On February 26, Friends of the Earth put out a statement saying it is organising training days to “mobilise communities threatened with coal-bed methane and fracking”.
With less than one month to go until the UK’s first public inquiry into commercial unconventional gas extraction, FoE is running four such days to “help bring together communities to oppose the industry”.
The training days will take place in Annan, Stirling, Kilsyth and Glenrothes this month and next.
They will be joined by campaigners from south of the border, presumably including some who are trying to put paid to Cuadrilla, or indeed any other company that dare turn a drill-bit onshore.
According to an FoE campaigner, there are already protest groups mobilising against the revival of central belt hydrocarbons extraction . . . not shale oil, not coal, but gas, both shale and coalbed.
Basically, they’re out to destroy a prospective industry before it has even started, regardless of how unobtrusive it might turn out to be as lateral thinking and new techniques are applied to minimise environmental and community footprints.
Already, Reach CSG and Dart have met opposition. Besides the inquiry, in Dart’s case, the company is also confronted by the potential power of the web-based lobbying/bullying facilitator 38-Degrees.
I suspect that, if Dart has found attempts to prospect and lay the foundations of a gas production business onshore Scotland arduous thus far, then its management ain’t seen nothing yet; not once 38-Degrees really flexes its claws.
FoE is formidable too. This successful NGO has been around for a long time and it has many scalps tied to its belt. Many industries have been taken to task and often for very good reason; often traditional and generally environmentally dirty.
Natural gas is seen in two lights – that it is green and that it is dirty. In Norway it is dirty because more than 95% of that country’s power generation is hydro.
Here in Britain (and the US), there appears to be significant support among realists for the argument that gas, however derived, has green credentials and that it is a valid transition fuel as countries seek to reduce their carbon footprints “the easy way”.
Decent domestic production from shales especially could play a vital role in stabilising the very high energy prices in this country, and perhaps reducing them, if not dramatically then reasonably over time, especially as a substitute for the still huge quantities of coal being burnt by power stations.
There is a dangerous irony in all of this.
It really doesn’t seem to matter what form of energy is in the UK mix, all will attract criticism, frequently vehement and if not orchestrated by a major NGO like FoE then some other protest group.
A little bit of history.
How many of you recall the tail end of the hydro-electric dam building programme, whether in Scotland or elsewhere in Britain? I do!
I can recall protests that curtailed the hydro-power grand vision, especially in Scotland and Wales. Environment figured large in that debate, also the drowning of remote villages in the name of progress.
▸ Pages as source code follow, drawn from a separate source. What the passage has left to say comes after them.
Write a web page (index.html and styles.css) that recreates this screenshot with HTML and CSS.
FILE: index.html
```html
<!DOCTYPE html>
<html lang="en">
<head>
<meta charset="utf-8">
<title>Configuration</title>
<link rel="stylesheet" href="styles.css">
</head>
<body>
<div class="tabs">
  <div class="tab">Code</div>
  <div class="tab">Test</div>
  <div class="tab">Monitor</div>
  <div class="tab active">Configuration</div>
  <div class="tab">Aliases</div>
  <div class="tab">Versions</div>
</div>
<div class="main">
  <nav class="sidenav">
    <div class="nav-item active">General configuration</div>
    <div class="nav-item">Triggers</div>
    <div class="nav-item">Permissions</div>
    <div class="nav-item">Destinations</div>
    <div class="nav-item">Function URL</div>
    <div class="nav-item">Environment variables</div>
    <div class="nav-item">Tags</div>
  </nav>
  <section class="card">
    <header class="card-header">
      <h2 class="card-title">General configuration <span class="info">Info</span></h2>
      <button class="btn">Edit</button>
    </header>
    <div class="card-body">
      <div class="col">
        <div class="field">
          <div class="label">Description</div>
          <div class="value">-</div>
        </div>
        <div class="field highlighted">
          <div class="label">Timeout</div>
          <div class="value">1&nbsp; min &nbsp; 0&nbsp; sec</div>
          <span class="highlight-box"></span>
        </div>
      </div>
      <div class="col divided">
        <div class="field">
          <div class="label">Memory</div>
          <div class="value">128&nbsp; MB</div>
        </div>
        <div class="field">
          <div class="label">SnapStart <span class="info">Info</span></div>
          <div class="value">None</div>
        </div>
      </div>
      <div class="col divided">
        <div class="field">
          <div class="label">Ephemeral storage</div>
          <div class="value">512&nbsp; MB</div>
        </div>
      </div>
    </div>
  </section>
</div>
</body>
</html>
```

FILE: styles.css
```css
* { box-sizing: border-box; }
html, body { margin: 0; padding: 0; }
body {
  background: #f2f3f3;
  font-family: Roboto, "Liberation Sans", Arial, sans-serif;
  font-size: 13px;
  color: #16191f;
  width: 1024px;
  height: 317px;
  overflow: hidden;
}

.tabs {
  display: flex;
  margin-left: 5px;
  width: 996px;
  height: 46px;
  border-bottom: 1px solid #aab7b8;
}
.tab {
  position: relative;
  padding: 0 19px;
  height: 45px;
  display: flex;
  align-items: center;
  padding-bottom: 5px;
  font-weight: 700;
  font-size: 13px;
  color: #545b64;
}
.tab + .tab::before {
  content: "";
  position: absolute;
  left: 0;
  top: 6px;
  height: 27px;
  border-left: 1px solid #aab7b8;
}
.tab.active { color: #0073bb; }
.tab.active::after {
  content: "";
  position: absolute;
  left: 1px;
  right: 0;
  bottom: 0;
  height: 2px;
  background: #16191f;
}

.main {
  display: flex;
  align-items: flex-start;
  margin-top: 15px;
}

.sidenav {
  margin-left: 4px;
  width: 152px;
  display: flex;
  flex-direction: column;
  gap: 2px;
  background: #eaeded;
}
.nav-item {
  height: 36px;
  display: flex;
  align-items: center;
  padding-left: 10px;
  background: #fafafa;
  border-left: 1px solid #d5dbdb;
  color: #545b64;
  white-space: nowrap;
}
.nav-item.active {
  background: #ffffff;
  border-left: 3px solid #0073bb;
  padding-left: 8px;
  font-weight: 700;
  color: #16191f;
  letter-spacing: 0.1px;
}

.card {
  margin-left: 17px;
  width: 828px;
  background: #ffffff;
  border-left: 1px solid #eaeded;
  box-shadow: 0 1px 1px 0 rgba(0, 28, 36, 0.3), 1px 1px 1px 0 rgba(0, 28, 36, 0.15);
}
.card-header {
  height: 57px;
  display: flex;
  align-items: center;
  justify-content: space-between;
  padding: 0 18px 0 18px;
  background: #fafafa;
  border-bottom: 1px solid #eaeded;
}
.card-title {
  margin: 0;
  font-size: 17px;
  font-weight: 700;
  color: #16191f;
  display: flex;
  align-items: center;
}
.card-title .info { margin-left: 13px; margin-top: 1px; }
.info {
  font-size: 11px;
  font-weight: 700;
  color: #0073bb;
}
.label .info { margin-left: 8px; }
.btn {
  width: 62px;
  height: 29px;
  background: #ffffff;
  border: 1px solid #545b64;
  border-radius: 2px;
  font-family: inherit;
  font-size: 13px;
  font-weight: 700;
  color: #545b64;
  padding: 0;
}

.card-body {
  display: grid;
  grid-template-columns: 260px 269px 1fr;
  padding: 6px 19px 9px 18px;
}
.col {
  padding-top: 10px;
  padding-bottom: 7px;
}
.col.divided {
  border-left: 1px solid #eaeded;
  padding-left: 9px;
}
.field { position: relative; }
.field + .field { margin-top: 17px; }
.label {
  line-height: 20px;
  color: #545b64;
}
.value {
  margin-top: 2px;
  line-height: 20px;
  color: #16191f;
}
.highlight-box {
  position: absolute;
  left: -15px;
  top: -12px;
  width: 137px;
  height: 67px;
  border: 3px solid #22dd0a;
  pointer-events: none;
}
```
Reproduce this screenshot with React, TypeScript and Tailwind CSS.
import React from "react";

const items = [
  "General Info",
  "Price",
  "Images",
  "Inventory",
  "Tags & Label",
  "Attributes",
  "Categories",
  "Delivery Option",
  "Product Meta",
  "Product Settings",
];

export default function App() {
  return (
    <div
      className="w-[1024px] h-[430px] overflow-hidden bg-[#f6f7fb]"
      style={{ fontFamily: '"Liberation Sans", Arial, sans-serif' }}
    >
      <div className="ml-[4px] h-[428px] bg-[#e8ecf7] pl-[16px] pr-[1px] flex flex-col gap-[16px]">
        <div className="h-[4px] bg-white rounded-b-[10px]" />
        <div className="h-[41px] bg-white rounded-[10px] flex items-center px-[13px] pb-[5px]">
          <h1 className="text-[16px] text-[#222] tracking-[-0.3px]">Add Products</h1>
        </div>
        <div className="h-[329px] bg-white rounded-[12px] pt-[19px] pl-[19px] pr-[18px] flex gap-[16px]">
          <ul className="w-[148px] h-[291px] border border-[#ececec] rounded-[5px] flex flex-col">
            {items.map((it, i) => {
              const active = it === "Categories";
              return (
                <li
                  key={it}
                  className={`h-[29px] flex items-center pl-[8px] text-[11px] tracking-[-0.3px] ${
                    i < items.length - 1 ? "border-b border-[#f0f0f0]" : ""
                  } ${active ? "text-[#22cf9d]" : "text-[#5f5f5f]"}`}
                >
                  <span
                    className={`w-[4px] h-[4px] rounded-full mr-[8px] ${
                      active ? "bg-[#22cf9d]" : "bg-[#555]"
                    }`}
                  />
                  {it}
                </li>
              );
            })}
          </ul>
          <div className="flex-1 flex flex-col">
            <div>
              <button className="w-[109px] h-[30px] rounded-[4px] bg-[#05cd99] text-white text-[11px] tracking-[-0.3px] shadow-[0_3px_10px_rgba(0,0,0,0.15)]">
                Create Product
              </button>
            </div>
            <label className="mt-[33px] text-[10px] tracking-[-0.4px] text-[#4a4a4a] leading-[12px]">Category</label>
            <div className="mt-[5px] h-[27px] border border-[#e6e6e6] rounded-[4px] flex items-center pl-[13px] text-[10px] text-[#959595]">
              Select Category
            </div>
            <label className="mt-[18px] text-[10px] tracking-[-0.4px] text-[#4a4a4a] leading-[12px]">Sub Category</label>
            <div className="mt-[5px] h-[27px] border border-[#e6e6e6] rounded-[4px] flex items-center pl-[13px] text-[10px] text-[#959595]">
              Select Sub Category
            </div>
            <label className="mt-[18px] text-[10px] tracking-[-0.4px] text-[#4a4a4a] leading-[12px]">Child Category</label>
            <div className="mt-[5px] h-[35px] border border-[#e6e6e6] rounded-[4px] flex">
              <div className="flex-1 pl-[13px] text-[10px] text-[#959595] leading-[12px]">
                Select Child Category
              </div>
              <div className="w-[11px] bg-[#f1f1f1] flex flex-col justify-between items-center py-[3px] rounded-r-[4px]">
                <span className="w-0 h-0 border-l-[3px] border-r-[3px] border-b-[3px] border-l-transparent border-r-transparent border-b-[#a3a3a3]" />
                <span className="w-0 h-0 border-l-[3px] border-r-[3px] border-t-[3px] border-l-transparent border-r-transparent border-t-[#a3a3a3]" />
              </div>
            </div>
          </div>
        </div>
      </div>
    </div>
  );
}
The net result is that the hydro potential of these isles has never been and never will be realised. At best, small schemes will get through, but that will be all.
Should anyone propose a major dam, all hell will break loose, you can bet on that even though it is also the most reliable and efficient green power generation technology at our disposal.
Try and build a large solar array.
Say you’re a farmer desperate to generate an additional strand to his business by filling a field with panels. Well, you can bet your last cent that your project will capture the interest of NIMBYs who will shed all reason and not be satisfied until they have killed your project.
And then there is the wind turbine, a technology avidly promoted by NGOs including, yes you’ve guessed it, by FoE and Greenpeace.
Despite such validations, seeking and securing planning permission for onshore windfarms in the British Isles has never been a walkover, notwithstanding the technology’s green credentials.
That said some fairly significant projects have made it through due process and been built; indeed ScottishPower’s Whitelee project is Europe’s largest onshore windfarm.
But as time passes, it gets progressively harder to get even small community projects through planning and built, such is the power of the “we hate windfarms” lobby, many of whom probably drive gas guzzling 4x4s .
For various reasons the UK Government though not yet Scottish, has kissed goodbye to its green energy targets as windpower becomes ever more bogged down, including by systematic protest.
Wave and tidal energy isn’t even out of nappies. Yet I sense they too will hit mounting protests; something that offshore wind is beginning to suffer in some measure.
North Sea oil and gas as an industry is regarded as the ultimate pariah, despite the fact that it has saved the UK economy as many as three times in the past 40/45 years.
And of course many people loathe nuclear though not necessarily for the same reason as I do.
Yes, I hold my hand up. I’ve always regarded nuclear as epitomising economics of the madhouse and of environmental and societal irresponsibility because of the nuclear legacy . . . the vast stockpile of radioactive waste that will saddle generations in perpetuity.
So what’s my point?
Somehow, we have to find a way through the tragic British energy shambles and arrive at a workable balance between the various forms of energy (including petro-chemical feedstock by the way) no matter the large downsides that, without exception, they all have.
If we don’t we’re sunk. The lights will go out. NIMBY’s will regret.